Below is a collection of terms used on this site, and a brief explanation. For a more thorough glossary of terms, take a look at this web page, courtesy Rajan Parrikar. The glossary here is compiled by Raga-Mala, principally Andrew Buhr.
Alaap — the first part of the elaboration of a Raga, in which it is built up note by note, starting below the tonic and working up past the octave. Alaap is performed in free rhythm, unaccompanied. Khayal and lighter vocal styles tend to have a very short alaap.
Bhajan — a hindu devotional song. Bhajans are sometimes used as light classical repetoire.
Dhrupad — the oldest style of north indian classical music, derived ultimately from temple music. Dhrupad performance places emphasis on careful, methodical Alaap.
Chikari — a rhythmic drone string on a stringed instrument (e.g sitar or sarod).
Dhun — folk song, typically associated with a particular region or season. Dhuns are often incorporated into light classical repetoire.
Gamak — generally, any one of the many types of ornamentation used in Indian classical music. Specifically, it refers to a movement (slow or rapid depending on the style) between two nearby notes.
Gharana — a tradition or lineage within north indian classical music. Each gharana has certain characteristics of style and emphasis. Most take their names from the locations where their founders came from.

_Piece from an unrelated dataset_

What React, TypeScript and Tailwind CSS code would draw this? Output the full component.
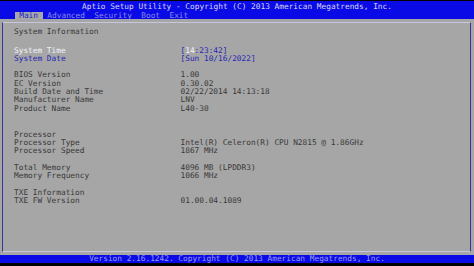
import React from 'react';

type Row = { label: string; value?: React.ReactNode; labelClass?: string };

const rowClass = 'flex h-[8.33px] leading-[8.33px] whitespace-pre';

const Rows = ({ rows, className = '' }: { rows: Row[]; className?: string }) => (
  <div className={className}>
    {rows.map((r) => (
      <div key={r.label} className={rowClass}>
        <span className={`w-[166.5px] ${r.labelClass ?? 'text-[#383838]'}`}>{r.label}</span>
        {r.value !== undefined && <span className="text-[#383838]">{r.value}</span>}
      </div>
    ))}
  </div>
);

const tabs = ['Main', 'Advanced', 'Security', 'Boot', 'Exit'];

const App = () => {
  return (
    <div className="w-[474px] h-[266px] overflow-hidden bg-[#a6a6a6] flex flex-col font-['DejaVu_Sans_Mono','Liberation_Mono',monospace] text-[7.8px]">
      <div className="h-px bg-black" />
      <div className="h-[18px] bg-[#0a0ae6] flex flex-col">
        <div className="h-[11px] flex items-center justify-center text-[#d6d6f6] whitespace-pre">
          Aptio Setup Utility - Copyright (C) 2013 American Megatrends, Inc.
        </div>
        <div className="h-[7px] flex pl-[14.5px] leading-[7px] whitespace-pre">
          {tabs.map((t, i) => (
            <span
              key={t}
              className={i === 0 ? 'bg-[#a8a8a8] text-[#1c1cc8]' : 'text-[#8a8ae8]'}
            >
              {` ${t} `}
            </span>
          ))}
        </div>
      </div>

      <div className="mt-[3px] ml-[2px] w-[469px] h-[230px] border-x border-x-[#3434a0] border-y border-y-[#c6c6dc] pl-[11px] pt-[5px]">
        <Rows rows={[{ label: 'System Information' }]} />
        <div className="mt-[10.2px]">
          <div className={rowClass}>
            <span className="w-[166.5px] text-[#f2f2fa]">System Time</span>
            <span className="text-[#2626b4]">
              [<span className="text-[#f4f4ff]">14</span>:23:42]
            </span>
          </div>
          <div className={rowClass}>
            <span className="w-[166.5px] text-[#2626b4]">System Date</span>
            <span className="text-[#2626b4]">[Sun 10/16/2022]</span>
          </div>
        </div>
        <Rows
          className="mt-[8.3px]"
          rows={[
            { label: 'BIOS Version', value: '1.00' },
            { label: 'EC Version', value: '0.30.02' },
            { label: 'Build Date and Time', value: '02/22/2014 14:13:18' },
            { label: 'Manufacturer Name', value: 'LNV' },
            { label: 'Product Name', value: 'L40-30' },
          ]}
        />
        <Rows
          className="mt-[17.7px]"
          rows={[
            { label: 'Processor' },
            { label: 'Processor Type', value: 'Intel(R) Celeron(R) CPU N2815 @ 1.86GHz' },
            { label: 'Processor Speed', value: '1867 MHz' },
          ]}
        />
        <Rows
          className="mt-[8.3px]"
          rows={[
            { label: 'Total Memory', value: '4096 MB (LPDDR3)' },
            { label: 'Memory Frequency', value: '1066 MHz' },
          ]}
        />
        <Rows
          className="mt-[8.3px]"
          rows={[
            { label: 'TXE Information' },
            { label: 'TXE FW Version', value: '01.00.04.1089' },
          ]}
        />
      </div>

      <div className="mt-[3px] h-[8px] bg-[#0a0ae6] flex items-center justify-center text-[#9c9cf4] whitespace-pre leading-[8px]">
        Version 2.16.1242. Copyright (C) 2013 American Megatrends, Inc.
      </div>
      <div className="flex-1 bg-black" />
    </div>
  );
};

export default App;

Ghazal — a traditional form of poetry in either Persian or Urdu. Ghazals are sometimes performed in a light classical style.
honorifics — see this article.
Jhala — the third part of the elaboration of a raga in instrumental performance (after Alaap and Jor). Jhala is typically played at a fast temp, and uses complex rhythms.
Jor/Jod — the second part of the elaboration of a Raga in instrumental or Dhrupad performance, after Alaap. Jor introduces a basic pulse into the performance and again builds up the raga note by note.
Kathak — one of the main styles of indian classical dance. Kathak emphasizes the telling of stories through portrayal of a variety of traditional characters.
Khayal — the main style of classical vocal performance in north India. Khayal places emphasis on presentation of compositions, and in improvisation.
Taan — an improvised phrase, often performed at a fast tempo, leading back to the refrain of the composition.
Thumri — a classical style similar to Khayal. In performance, a singer will place less emphasis on developing Raga and more on the text.